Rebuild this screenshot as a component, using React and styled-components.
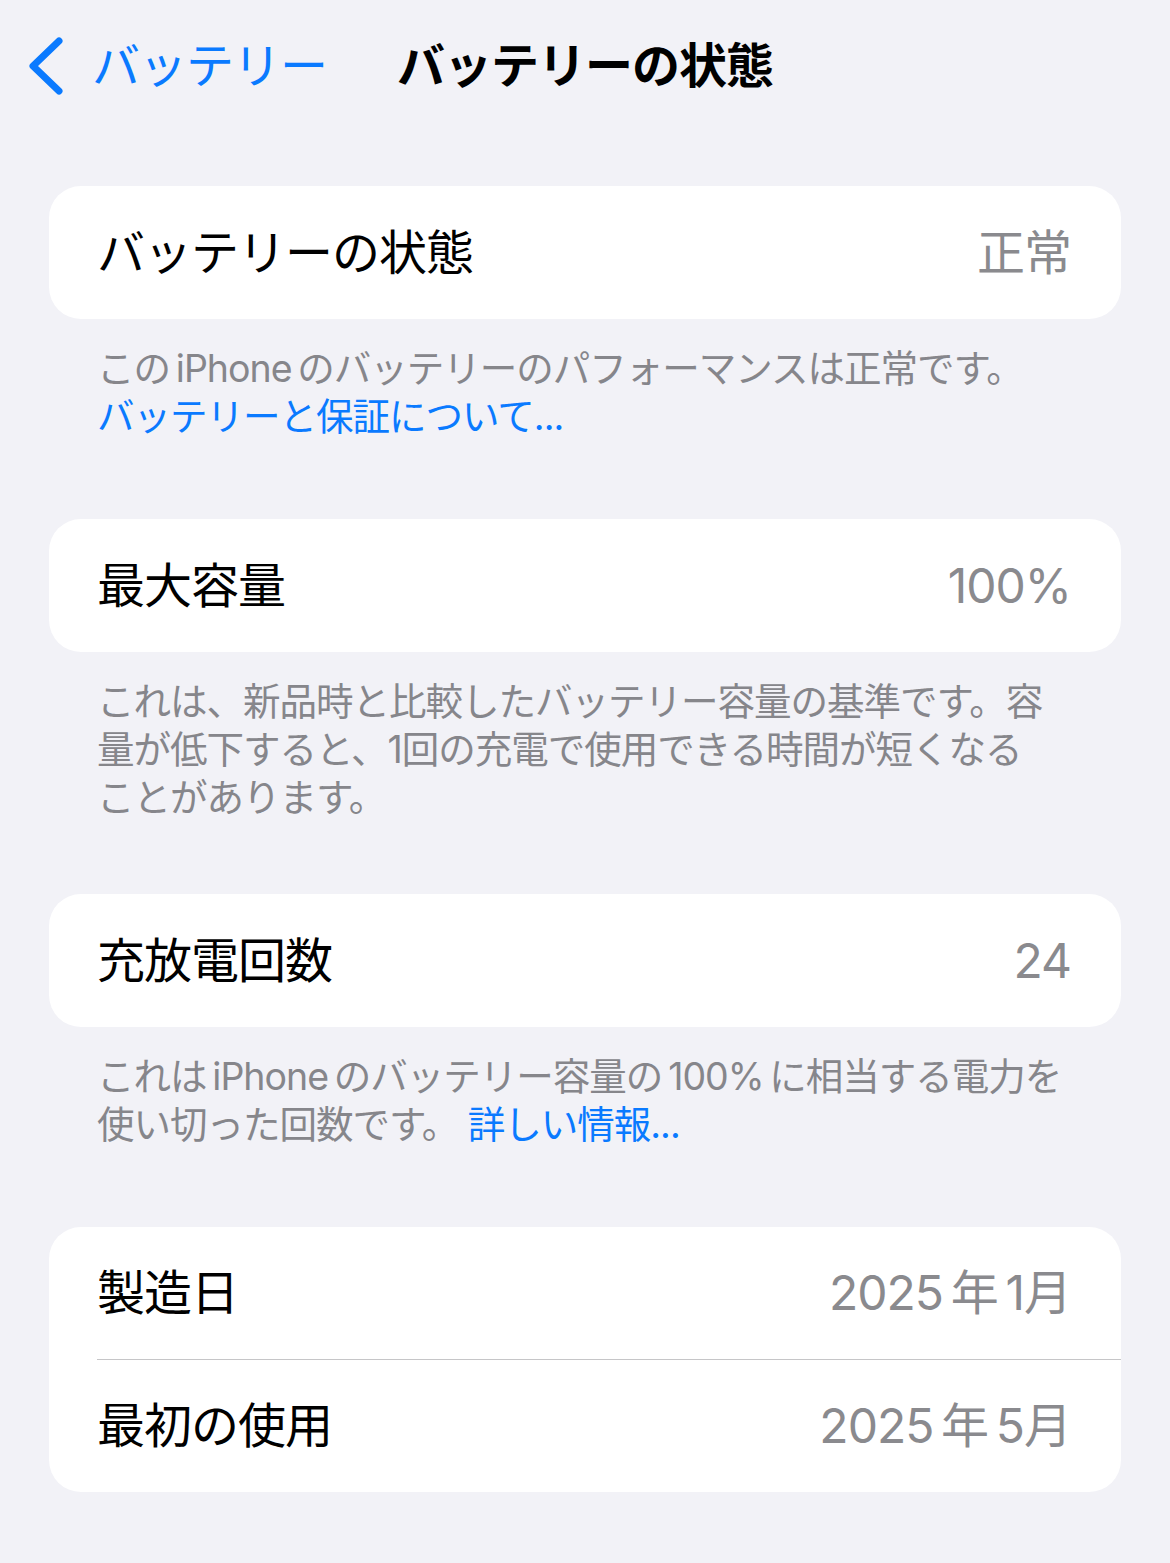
import React from "react";
import styled, { createGlobalStyle } from "styled-components";

const Global = createGlobalStyle`
  html, body {
    margin: 0;
    padding: 0;
    background: #f2f2f7;
  }
  body {
    font-family: "Inter", "Noto Sans CJK JP", "Noto Sans", sans-serif;
    -webkit-font-smoothing: antialiased;
  }
`;

const Page = styled.div`
  width: 1170px;
  min-height: 1563px;
  background: #f2f2f7;
  box-sizing: border-box;
`;

const NavBar = styled.div`
  height: 132px;
  display: grid;
  grid-template-columns: 1fr auto 1fr;
  align-items: center;
`;

const BackButton = styled.div`
  display: flex;
  align-items: center;
  gap: 26px;
  padding-left: 26px;
  color: #0a7aff;
  font-size: 48px;
  letter-spacing: -1px;
  line-height: 1;
`;

const Title = styled.div`
  font-size: 48px;
  font-weight: 700;
  letter-spacing: -1px;
  color: #000;
  line-height: 1;
`;

const Content = styled.div`
  padding: 54px 49px 0;
`;

const Section = styled.section`
  margin-bottom: ${(p) => p.$gap}px;
`;

const Card = styled.div`
  background: #fff;
  border-radius: 32px;
  overflow: hidden;
`;

const Row = styled.div`
  height: ${(p) => p.$h || 133}px;
  padding: 0 50px 0 48px;
  display: flex;
  align-items: center;
  justify-content: space-between;
  font-size: 48px;
  letter-spacing: -1px;
  line-height: 1;
`;

const Label = styled.span`
  color: #000;
`;

const Value = styled.span`
  color: #8a8a8e;
`;

const Separator = styled.div`
  height: 1px;
  margin-left: 48px;
  background: #c6c6c8;
`;

const Footer = styled.p`
  margin: 0;
  padding: 26px 48px 0;
  font-size: 37.5px;
  letter-spacing: -1px;
  line-height: 48px;
  color: #86868b;
`;

const Link = styled.span`
  color: #0a7aff;
`;

const Chevron = () => (
  <svg width="40" height="58" viewBox="0 0 40 58" fill="none">
    <path
      d="M33 4 L7 29 L33 54"
      stroke="#0a7aff"
      strokeWidth="7"
      strokeLinecap="round"
      strokeLinejoin="round"
    />
  </svg>
);

export default function App() {
  return (
    <Page>
      <Global />
      <NavBar>
        <BackButton>
          <Chevron />
          <span>バッテリー</span>
        </BackButton>
        <Title>バッテリーの状態</Title>
        <div />
      </NavBar>
      <Content>
        <Section $gap={78}>
          <Card>
            <Row>
              <Label>バッテリーの状態</Label>
              <Value>正常</Value>
            </Row>
          </Card>
          <Footer>
            この&#8201;iPhone&#8201;のバッテリーのパフォーマンスは正常です。
            <br />
            <Link>バッテリーと保証について...</Link>
          </Footer>
        </Section>

        <Section $gap={72}>
          <Card>
            <Row>
              <Label>最大容量</Label>
              <Value>100%</Value>
            </Row>
          </Card>
          <Footer>
            これは、新品時と比較したバッテリー容量の基準です。容
            <br />
            量が低下すると、1回の充電で使用できる時間が短くなる
            <br />
            ことがあります。
          </Footer>
        </Section>

        <Section $gap={78}>
          <Card>
            <Row>
              <Label>充放電回数</Label>
              <Value>24</Value>
            </Row>
          </Card>
          <Footer>
            これは&#8201;iPhone&#8201;のバッテリー容量の&#8201;100%&#8201;に相当する電力を
            <br />
            使い切った回数です。 <Link>詳しい情報...</Link>
          </Footer>
        </Section>

        <Section $gap={0}>
          <Card>
            <Row $h={132}>
              <Label>製造日</Label>
              <Value>2025&#8201;年&#8201;1月</Value>
            </Row>
            <Separator />
            <Row $h={132}>
              <Label>最初の使用</Label>
              <Value>2025&#8201;年&#8201;5月</Value>
            </Row>
          </Card>
        </Section>
      </Content>
    </Page>
  );
}
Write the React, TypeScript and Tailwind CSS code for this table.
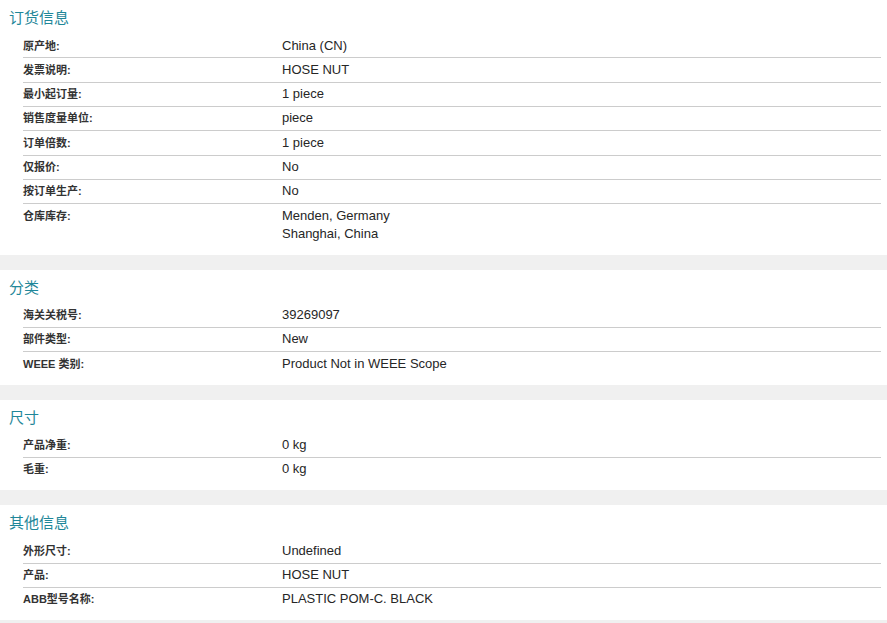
import React from 'react';

interface SpecRow {
  label: string;
  value: string[];
}

interface SpecSection {
  title: string;
  rows: SpecRow[];
}

const sections: SpecSection[] = [
  {
    title: '订货信息',
    rows: [
      { label: '原产地:', value: ['China (CN)'] },
      { label: '发票说明:', value: ['HOSE NUT'] },
      { label: '最小起订量:', value: ['1 piece'] },
      { label: '销售度量单位:', value: ['piece'] },
      { label: '订单倍数:', value: ['1 piece'] },
      { label: '仅报价:', value: ['No'] },
      { label: '按订单生产:', value: ['No'] },
      { label: '仓库库存:', value: ['Menden, Germany', 'Shanghai, China'] },
    ],
  },
  {
    title: '分类',
    rows: [
      { label: '海关关税号:', value: ['39269097'] },
      { label: '部件类型:', value: ['New'] },
      { label: 'WEEE 类别:', value: ['Product Not in WEEE Scope'] },
    ],
  },
  {
    title: '尺寸',
    rows: [
      { label: '产品净重:', value: ['0 kg'] },
      { label: '毛重:', value: ['0 kg'] },
    ],
  },
  {
    title: '其他信息',
    rows: [
      { label: '外形尺寸:', value: ['Undefined'] },
      { label: '产品:', value: ['HOSE NUT'] },
      { label: 'ABB型号名称:', value: ['PLASTIC POM-C. BLACK'] },
    ],
  },
];

export default function App() {
  return (
    <div
      className="min-h-screen w-[887px] bg-[#f0f0f0] flex flex-col gap-[15px]"
      style={{ fontFamily: '"Liberation Sans", Arial, "Noto Sans CJK SC", sans-serif' }}
    >
      {sections.map(section => (
        <div key={section.title} className="bg-white pb-[9px]">
          {/* Section title */}
          <div className="pl-[9px] pt-[8px] pb-[6px] h-[34px] text-[15px] leading-[20px] text-[#1f8799]">
            {section.title}
          </div>

          {/* Rows */}
          <div className="pl-[23px] pr-[6px]">
            {section.rows.map((row, i) => (
              <div
                key={row.label}
                className={
                  'flex pt-[2.5px] pb-[2.83px] leading-[18px] ' +
                  (i > 0 ? 'border-t border-[#cccccc]' : '')
                }
              >
                <div className="w-[259px] shrink-0 text-[11px] font-bold text-[#333333]">{row.label}</div>
                <div className="text-[13px] text-[#262626]">
                  {row.value.map(v => (
                    <div key={v}>{v}</div>
                  ))}
                </div>
              </div>
            ))}
          </div>
        </div>
      ))}
    </div>
  );
}
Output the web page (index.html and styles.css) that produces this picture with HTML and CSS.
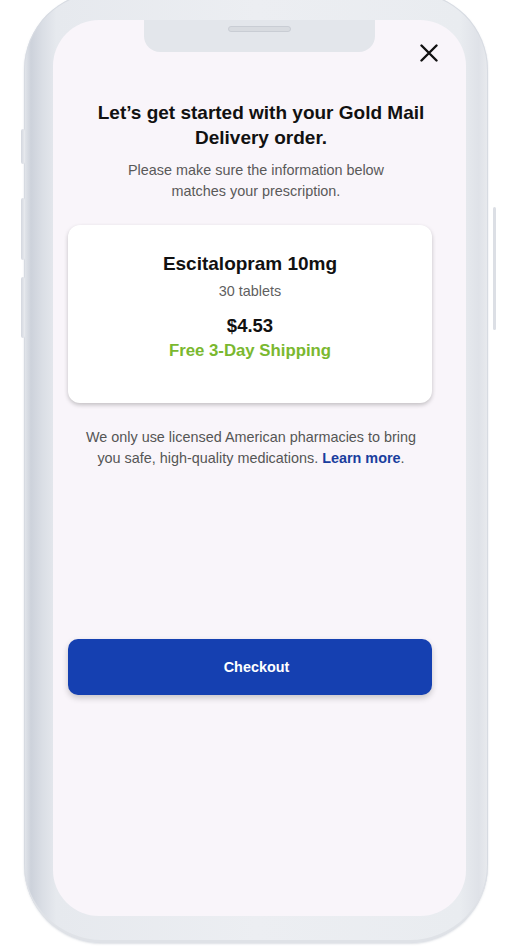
FILE: index.html
```html
<!DOCTYPE html>
<html lang="en">
<head>
<meta charset="utf-8">
<title>Gold Mail Delivery</title>
<link rel="stylesheet" href="styles.css">
</head>
<body>
<div class="phone">
  <span class="side-btn side-btn--1"></span>
  <span class="side-btn side-btn--2"></span>
  <span class="side-btn side-btn--3"></span>
  <span class="side-btn side-btn--r"></span>
  <div class="screen">
    <div class="notch"><span class="speaker"></span></div>
    <div class="topbar">
      <button class="close" aria-label="Close">
        <svg width="18" height="18" viewBox="0 0 18 18"><path d="M1.5 1.5 L16.5 16.5 M16.5 1.5 L1.5 16.5" stroke="#111" stroke-width="2.4" stroke-linecap="round"/></svg>
      </button>
    </div>
    <div class="content">
      <h1 class="title">Let’s get started with your Gold Mail Delivery order.</h1>
      <p class="subtitle">Please make sure the information below matches your prescription.</p>
      <div class="card">
        <div class="drug">Escitalopram 10mg</div>
        <div class="qty">30 tablets</div>
        <div class="price">$4.53</div>
        <div class="ship">Free 3-Day Shipping</div>
      </div>
      <p class="note">We only use licensed American pharmacies to bring you safe, high-quality medications. <a class="learn" href="#">Learn more</a>.</p>
      <button class="checkout">Checkout</button>
    </div>
  </div>
</div>
</body>
</html>
```
FILE: styles.css
```css
* { box-sizing: border-box; }
html, body { margin: 0; padding: 0; background: #ffffff; overflow: hidden; }
body { font-family: "Liberation Sans", Arial, sans-serif; width: 519px; height: 946px; }

.phone {
  position: relative;
  width: 464px;
  height: 951px;
  margin: -8px 0 0 24px;
  padding: 28px 22px 27px 29px;
  border-radius: 78px;
  background: linear-gradient(90deg, #e4e7ec 0%, #cdd2db 1.5%, #dadee5 4%, #e6e9ee 7%, #eceef2 50%, #e9ecf0 94%, #dfe2e8 98%, #e8eaee 100%);
  box-shadow: inset 0 -3px 0 #dfe2e7, inset 0 0 0 1px #d7dbe2, 0 1px 2px rgba(120,130,150,0.25);
}

.side-btn {
  position: absolute;
  width: 4px;
  background: linear-gradient(90deg, #d3d7df, #e9ebef);
  border-radius: 2px;
}
.side-btn--1 { left: -3px; top: 137px; height: 35px; }
.side-btn--2 { left: -3px; top: 206px; height: 62px; }
.side-btn--3 { left: -3px; top: 285px; height: 61px; }
.side-btn--r { right: -8px; top: 215px; height: 123px; width: 3px; background: #dcdfe5; }

.screen {
  position: relative;
  width: 100%;
  height: 100%;
  background: #f9f5fa;
  border-radius: 46px;
  overflow: hidden;
  padding-top: 24px;
}

.notch {
  position: absolute;
  left: 91px;
  top: 0;
  width: 231px;
  height: 32px;
  background: #e3e6eb;
  border-radius: 0 0 16px 16px;
  display: flex;
  justify-content: center;
  padding-top: 6px;
}
.speaker {
  width: 63px;
  height: 6px;
  border-radius: 3px;
  background: #d8dbe0;
  border: 1px solid #c9cdd4;
}

.topbar {
  display: flex;
  justify-content: flex-end;
  padding-right: 28px;
  height: 18px;
}
.close {
  width: 18px;
  height: 18px;
  padding: 0;
  border: 0;
  background: none;
  display: block;
}
.close svg { display: block; }

.content {
  width: 364px;
  margin-left: 15px;
  text-align: center;
}

.title {
  margin: 38px 0 0;
  padding: 0 0 0 22px;
  font-size: 19px;
  line-height: 25px;
  font-weight: 700;
  color: #111111;
}

.subtitle {
  margin: 10px 0 0;
  padding: 0 38px 0 50px;
  font-size: 14.4px;
  line-height: 21px;
  color: #595959;
}

.card {
  margin-top: 23px;
  background: #ffffff;
  border-radius: 12px;
  padding: 27px 0 41px;
  box-shadow: 0 2px 4px rgba(0,0,0,0.22);
}
.drug {
  font-size: 19px;
  line-height: 24px;
  font-weight: 700;
  color: #111111;
}
.qty {
  margin-top: 5px;
  font-size: 14.4px;
  line-height: 20px;
  color: #5f5f5f;
}
.price {
  margin-top: 13px;
  font-size: 18.5px;
  line-height: 24px;
  font-weight: 700;
  color: #111111;
}
.ship {
  margin-top: 2px;
  font-size: 16.8px;
  line-height: 22px;
  font-weight: 700;
  color: #7ab82f;
}

.note {
  margin: 24px 0 0;
  padding: 0 8px 0 10px;
  font-size: 14.4px;
  line-height: 21px;
  color: #555555;
}
.learn {
  color: #1a3e9e;
  font-weight: 700;
  text-decoration: none;
}

.checkout {
  display: block;
  width: 100%;
  height: 56px;
  margin-top: 170px;
  padding: 0 0 0 13px;
  border: 0;
  border-radius: 10px;
  background: #1540b1;
  color: #ffffff;
  font-family: "Liberation Sans", Arial, sans-serif;
  font-size: 14.4px;
  font-weight: 700;
  box-shadow: 0 3px 6px rgba(0,0,0,0.2);
}
```
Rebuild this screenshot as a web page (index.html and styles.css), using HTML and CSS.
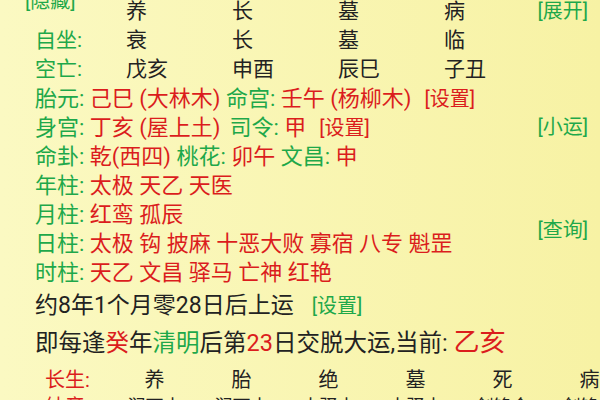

++++

- Task goal
Find the lines above holding the word "using" and show them.

- Full response
Rebuild this screenshot as a component, using React and styled-components.
Rebuild this screenshot as a web page (index.html and styles.css), using HTML and CSS.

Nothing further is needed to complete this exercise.